» **WORK INSTRUCTIONS**: Report every line below that holds the word "Reproduce".

» **EXERCISE MATERIAL**:
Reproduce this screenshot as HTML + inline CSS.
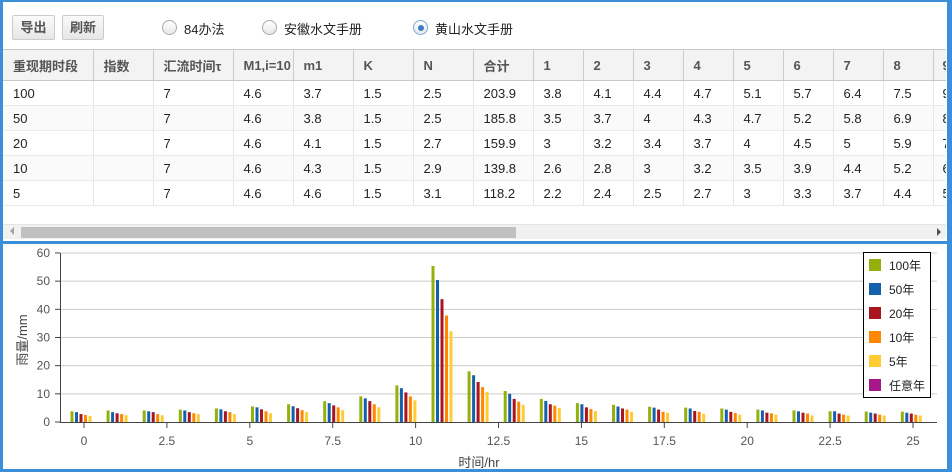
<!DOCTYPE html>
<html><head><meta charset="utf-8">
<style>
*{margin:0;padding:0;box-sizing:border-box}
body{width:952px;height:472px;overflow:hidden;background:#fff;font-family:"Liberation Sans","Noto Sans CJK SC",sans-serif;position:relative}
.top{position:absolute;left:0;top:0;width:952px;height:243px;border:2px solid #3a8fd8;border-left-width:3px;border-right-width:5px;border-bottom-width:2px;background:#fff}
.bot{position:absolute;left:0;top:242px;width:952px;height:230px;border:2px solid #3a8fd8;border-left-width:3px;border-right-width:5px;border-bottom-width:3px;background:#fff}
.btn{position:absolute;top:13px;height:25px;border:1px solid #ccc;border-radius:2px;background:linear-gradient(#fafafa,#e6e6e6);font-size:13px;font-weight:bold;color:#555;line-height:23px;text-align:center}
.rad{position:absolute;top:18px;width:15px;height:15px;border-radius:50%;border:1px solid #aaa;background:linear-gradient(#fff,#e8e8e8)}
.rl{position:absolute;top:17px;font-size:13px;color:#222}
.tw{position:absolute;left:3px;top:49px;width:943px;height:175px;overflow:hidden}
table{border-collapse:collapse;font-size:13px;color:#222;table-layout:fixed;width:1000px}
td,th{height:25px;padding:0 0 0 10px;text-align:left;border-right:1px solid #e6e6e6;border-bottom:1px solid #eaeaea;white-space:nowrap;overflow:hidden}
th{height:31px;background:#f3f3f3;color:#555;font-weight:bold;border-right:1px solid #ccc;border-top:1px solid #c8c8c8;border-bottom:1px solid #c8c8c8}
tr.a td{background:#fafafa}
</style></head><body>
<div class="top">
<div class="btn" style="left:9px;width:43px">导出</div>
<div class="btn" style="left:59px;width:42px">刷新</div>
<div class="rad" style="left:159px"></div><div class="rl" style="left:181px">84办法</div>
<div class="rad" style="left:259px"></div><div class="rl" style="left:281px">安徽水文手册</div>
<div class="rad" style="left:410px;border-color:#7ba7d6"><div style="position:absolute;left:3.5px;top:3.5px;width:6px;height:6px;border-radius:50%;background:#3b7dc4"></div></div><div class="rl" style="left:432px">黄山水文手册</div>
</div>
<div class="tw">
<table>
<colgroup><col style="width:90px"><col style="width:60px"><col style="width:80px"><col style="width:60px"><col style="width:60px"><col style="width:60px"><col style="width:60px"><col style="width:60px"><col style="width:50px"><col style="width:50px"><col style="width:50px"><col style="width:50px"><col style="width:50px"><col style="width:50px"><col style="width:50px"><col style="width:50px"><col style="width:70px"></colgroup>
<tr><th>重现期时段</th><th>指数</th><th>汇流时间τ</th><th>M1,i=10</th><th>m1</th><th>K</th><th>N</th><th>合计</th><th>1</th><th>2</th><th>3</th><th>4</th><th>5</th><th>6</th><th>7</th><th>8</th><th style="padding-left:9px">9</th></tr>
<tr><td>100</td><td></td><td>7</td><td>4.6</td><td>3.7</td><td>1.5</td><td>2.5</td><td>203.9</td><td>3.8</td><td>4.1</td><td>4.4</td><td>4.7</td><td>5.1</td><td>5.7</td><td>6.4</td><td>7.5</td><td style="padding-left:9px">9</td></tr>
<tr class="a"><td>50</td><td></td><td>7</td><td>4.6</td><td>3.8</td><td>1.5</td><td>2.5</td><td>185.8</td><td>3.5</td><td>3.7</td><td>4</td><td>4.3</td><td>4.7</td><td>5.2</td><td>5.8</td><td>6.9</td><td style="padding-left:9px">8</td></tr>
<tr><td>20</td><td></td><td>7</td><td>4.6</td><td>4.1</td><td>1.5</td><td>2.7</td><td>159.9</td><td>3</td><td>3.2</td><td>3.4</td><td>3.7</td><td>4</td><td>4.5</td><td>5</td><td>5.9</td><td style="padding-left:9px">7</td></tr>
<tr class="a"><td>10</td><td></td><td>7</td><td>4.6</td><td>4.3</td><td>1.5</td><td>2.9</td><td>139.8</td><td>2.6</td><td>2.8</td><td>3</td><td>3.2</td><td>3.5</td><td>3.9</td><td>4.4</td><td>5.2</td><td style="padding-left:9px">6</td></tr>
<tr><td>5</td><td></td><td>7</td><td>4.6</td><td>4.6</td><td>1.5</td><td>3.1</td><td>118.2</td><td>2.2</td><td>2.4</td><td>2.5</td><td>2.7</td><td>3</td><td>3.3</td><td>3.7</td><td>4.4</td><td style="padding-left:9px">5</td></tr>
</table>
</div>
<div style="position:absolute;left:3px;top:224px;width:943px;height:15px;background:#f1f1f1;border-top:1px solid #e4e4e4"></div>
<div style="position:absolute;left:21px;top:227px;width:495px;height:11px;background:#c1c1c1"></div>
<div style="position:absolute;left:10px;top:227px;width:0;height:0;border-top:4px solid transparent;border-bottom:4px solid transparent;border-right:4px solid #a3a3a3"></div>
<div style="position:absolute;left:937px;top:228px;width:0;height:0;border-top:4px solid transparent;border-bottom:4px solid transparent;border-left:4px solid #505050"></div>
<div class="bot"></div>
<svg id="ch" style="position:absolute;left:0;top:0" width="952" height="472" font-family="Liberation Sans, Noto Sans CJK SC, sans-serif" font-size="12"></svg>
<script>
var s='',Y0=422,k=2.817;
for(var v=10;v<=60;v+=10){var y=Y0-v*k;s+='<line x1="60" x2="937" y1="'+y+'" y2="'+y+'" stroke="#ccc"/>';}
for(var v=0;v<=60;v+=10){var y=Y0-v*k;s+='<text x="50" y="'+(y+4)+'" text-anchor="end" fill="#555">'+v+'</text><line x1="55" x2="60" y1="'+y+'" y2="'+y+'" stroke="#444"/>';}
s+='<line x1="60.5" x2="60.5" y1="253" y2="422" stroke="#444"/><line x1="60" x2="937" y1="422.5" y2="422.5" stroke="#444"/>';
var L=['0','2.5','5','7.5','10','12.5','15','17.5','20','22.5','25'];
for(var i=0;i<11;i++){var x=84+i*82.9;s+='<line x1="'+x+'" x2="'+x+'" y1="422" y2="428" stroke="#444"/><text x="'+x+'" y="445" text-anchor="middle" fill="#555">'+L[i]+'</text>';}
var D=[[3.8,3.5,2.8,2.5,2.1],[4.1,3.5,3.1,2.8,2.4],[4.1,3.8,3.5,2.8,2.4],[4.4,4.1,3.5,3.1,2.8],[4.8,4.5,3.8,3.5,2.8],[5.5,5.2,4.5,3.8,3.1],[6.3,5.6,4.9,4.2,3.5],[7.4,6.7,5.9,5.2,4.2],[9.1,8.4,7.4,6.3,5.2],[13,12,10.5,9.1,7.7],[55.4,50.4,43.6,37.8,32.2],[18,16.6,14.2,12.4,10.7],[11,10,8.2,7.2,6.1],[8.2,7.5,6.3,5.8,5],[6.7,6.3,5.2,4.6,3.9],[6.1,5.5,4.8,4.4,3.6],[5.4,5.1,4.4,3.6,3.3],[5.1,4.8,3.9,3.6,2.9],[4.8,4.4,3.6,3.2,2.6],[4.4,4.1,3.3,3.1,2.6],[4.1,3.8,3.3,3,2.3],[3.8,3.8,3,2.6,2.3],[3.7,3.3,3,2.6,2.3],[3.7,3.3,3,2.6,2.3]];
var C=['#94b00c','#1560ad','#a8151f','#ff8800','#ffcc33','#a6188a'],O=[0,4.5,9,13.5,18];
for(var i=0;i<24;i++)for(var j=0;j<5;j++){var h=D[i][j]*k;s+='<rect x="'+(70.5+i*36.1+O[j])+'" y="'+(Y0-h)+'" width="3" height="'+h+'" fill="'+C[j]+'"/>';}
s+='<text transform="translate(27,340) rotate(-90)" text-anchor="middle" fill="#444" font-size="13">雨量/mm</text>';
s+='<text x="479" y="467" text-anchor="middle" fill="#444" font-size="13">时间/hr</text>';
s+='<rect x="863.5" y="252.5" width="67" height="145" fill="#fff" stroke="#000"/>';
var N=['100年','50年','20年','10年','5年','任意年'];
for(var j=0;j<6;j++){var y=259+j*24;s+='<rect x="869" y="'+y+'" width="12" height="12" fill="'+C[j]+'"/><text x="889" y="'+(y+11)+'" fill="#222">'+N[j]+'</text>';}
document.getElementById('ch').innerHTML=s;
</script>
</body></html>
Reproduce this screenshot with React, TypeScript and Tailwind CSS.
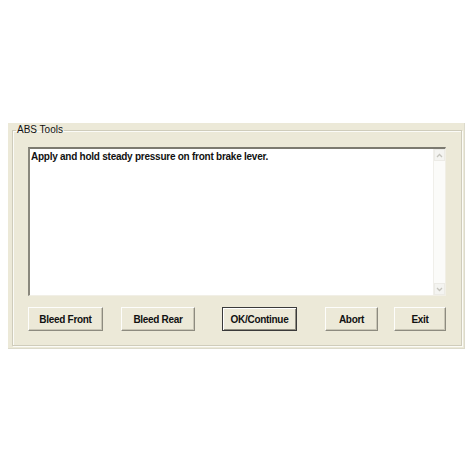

» **TASK OUTPUT**:
Reproduce this screenshot as HTML + inline CSS.
Reproduce this screenshot with React, TypeScript and Tailwind CSS.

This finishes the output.